L’organisation du temps contribue à la ségrégation en permettant que les gens ne se rencontrent pas, à la piscine, dans les théâtres, au cinéma etc. Il n’y a pas de soldats blancs, donc la séparation des soldats ne se pose pas. Mais il y a des officiers noirs, dans les premiers rangs de la hiérarchie car une règle non écrite fait qu’un noir ne peut commander un blanc. Or, les officiers blancs ne doivent pas rencontrer les officiers noirs. Il faut créer des filtres. L’un est la séparation physique dans les moments de loisirs, d’où la création d’un club des officiers noirs, plus éloigné, moins agréable, mais néanmoins convivial pour les noirs. C’est là qu’on lieu les spectacles. Certains essaient néanmoins de boycotter ce club.

L’hôpital, séparé en deux bâtiments reliés par une passerelle, est un lieu à part. En effet les meilleurs médecins noirs viennent y exercer en ayant demandé à y faire leur service militaire. Ce sont souvent des diplômés d’exception auxquels les médecins de l’hôpital blanc n’arrivent pas à la cheville. Aussi sont-ils conduits à demander l’aide des médecins noirs. On assiste donc à une intégration au niveau des médecins, et aussi au niveau des patients. Les malades blancs acceptent la proximité des noirs quand il s’agit de les soigner ! Cette expérience sera après la guerre un argument pour une possible déségrégation.
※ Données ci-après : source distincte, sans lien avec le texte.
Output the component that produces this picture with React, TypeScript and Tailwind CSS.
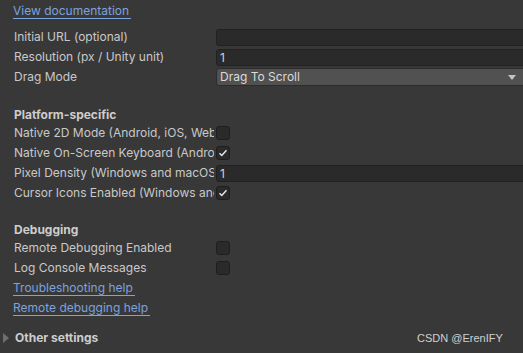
const font = { fontFamily: 'Inter, "Noto Sans", sans-serif' }

const labelCls = 'w-[216px] shrink-0 pl-[14px] pr-[2px] text-[12px] text-[#c9c9c9]'
const fieldCls = 'flex-1 mr-[-6px] h-[17px] rounded-[3px] border border-[#212121] bg-[#2a2a2a] pl-[3px] text-[12px] leading-[15px] text-[#d2d2d2]'

function Check({ on }: { on?: boolean }) {
  return (
    <div className="flex h-[14px] w-[14px] items-center justify-center rounded-[3px] border border-[#1e1e1e] bg-[#2a2a2a]">
      {on && (
        <svg width="10" height="10" viewBox="0 0 10 10">
          <polyline points="1.5,5.2 3.8,7.5 8.5,2.2" fill="none" stroke="#e6e6e6" strokeWidth="1.5" />
        </svg>
      )}
    </div>
  )
}

function Row({ label, children }: { label: string; children?: React.ReactNode }) {
  return (
    <div className="flex h-5 items-center">
      <div className={labelCls}>
        <div className="overflow-hidden whitespace-nowrap">{label}</div>
      </div>
      {children}
    </div>
  )
}

function Link({ text }: { text: string }) {
  return (
    <div className="flex h-5 items-center pl-[13px]">
      <span className="border-b border-[#7ba3df] text-[12px] leading-[14px] text-[#7ba3df] pr-[2px]">{text}</span>
    </div>
  )
}

export default function App() {
  return (
    <div className="relative h-[353px] w-[523px] overflow-hidden bg-[#383838]" style={font}>
      <div className="pt-[1px]">
        <Link text="View documentation" />
      </div>

      <div className="mt-[6px]">
        <Row label="Initial URL (optional)">
          <div className={fieldCls} />
        </Row>
        <Row label="Resolution (px / Unity unit)">
          <div className={fieldCls}>1</div>
        </Row>
        <Row label="Drag Mode">
          <div className="mr-[-6px] flex h-[18px] flex-1 items-center justify-between rounded-[3px] border border-[#2c2c2c] bg-[#515151] pl-[3px] pr-[12px] text-[12px] text-[#dadada]">
            <span>Drag To Scroll</span>
            <svg width="8" height="5" viewBox="0 0 8 5">
              <polygon points="0,0 8,0 4,5" fill="#c4c4c4" />
            </svg>
          </div>
        </Row>
      </div>

      <div className="mt-[19px] flex h-[17px] items-center pl-[14px] text-[12px] font-bold text-[#cdcdcd]">Platform-specific</div>
      <Row label="Native 2D Mode (Android, iOS, WebGL)">
        <Check />
      </Row>
      <Row label="Native On-Screen Keyboard (Android, iOS, WebGL)">
        <Check on />
      </Row>
      <Row label="Pixel Density (Windows and macOS only)">
        <div className={fieldCls}>1</div>
      </Row>
      <Row label="Cursor Icons Enabled (Windows and macOS only)">
        <Check on />
      </Row>

      <div className="mt-[18px] flex h-[17px] items-center pl-[14px] text-[12px] font-bold text-[#cdcdcd]">Debugging</div>
      <Row label="Remote Debugging Enabled">
        <Check />
      </Row>
      <Row label="Log Console Messages">
        <Check />
      </Row>
      <Link text="Troubleshooting help" />
      <Link text="Remote debugging help" />

      <div className="mt-[10px] flex h-5 items-center">
        <svg width="14" height="20" viewBox="0 0 14 20" className="ml-[1px]">
          <polygon points="2,5 8,10 2,15" fill="#6e6e6e" />
        </svg>
        <span className="text-[12px] font-bold text-[#cdcdcd]">Other settings</span>
      </div>

      <div
        className="absolute left-[417px] top-[330px] text-[11px] text-[#d0d0d0]"
        style={{ fontFamily: '"Liberation Sans", Arial, sans-serif' }}
      >
        CSDN @ErenIFY
      </div>
    </div>
  )
}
Beaucoup de visiteurs rendent compte par des lettres ou par des articles  de ce qui se passe à Huachuca. Un reportage photo de Life plaide pour l’envoi de soldats Noirs sur le Front. Une commission du Ministère réfléchit à l’emploi des Noirs au combat. Mais avant il a été envisagé de les envoyer récolter du coton ! Les soldats se retrouvent assignés au rôle qui était le leur pendant l’esclavage.

Lorsque le gouverneur les réquisitionne, un véritable soulèvement se produit et pour la seule fois la National Association for the Advancement of Colored people (NAACP), puissante organisation de défense des noirs, se mobilise. A ce propos Pauline Peretz constate que les autorités de l’Arizona ont utilisé le Fort pour leur développement économique car il permettait la perfusion de fonds fédéraux dans l’économie locale. Mais surviennent des accusations de meurtres, de viols, qui tendent les relations entre civils blancs et soldats noirs. Le confinement des Noirs en fut accru.

Pauline Peretz s’attache à écrire une histoire qui se situe au plus près des hommes et des femmes. Elle prête une grande attention au corps. Elle observe en pleine guerre un lieu où il n’y a pas de combat, un lieu qui permet de mettre à distance les deux grands récits héroïques, le récit des héros blancs et celui des héros noirs, car il y en eut quelques-uns quand ils furent envoyés au front. Mais la réalité c’est que 450 000 soldats sur 500 00 sont restés dans des postes subalternes dans l’ennui et l’attente du retour à la maison. Quand ce moment arriva, les soldats noirs ne purent bénéficier des aides dont bénéficièrent les Blancs.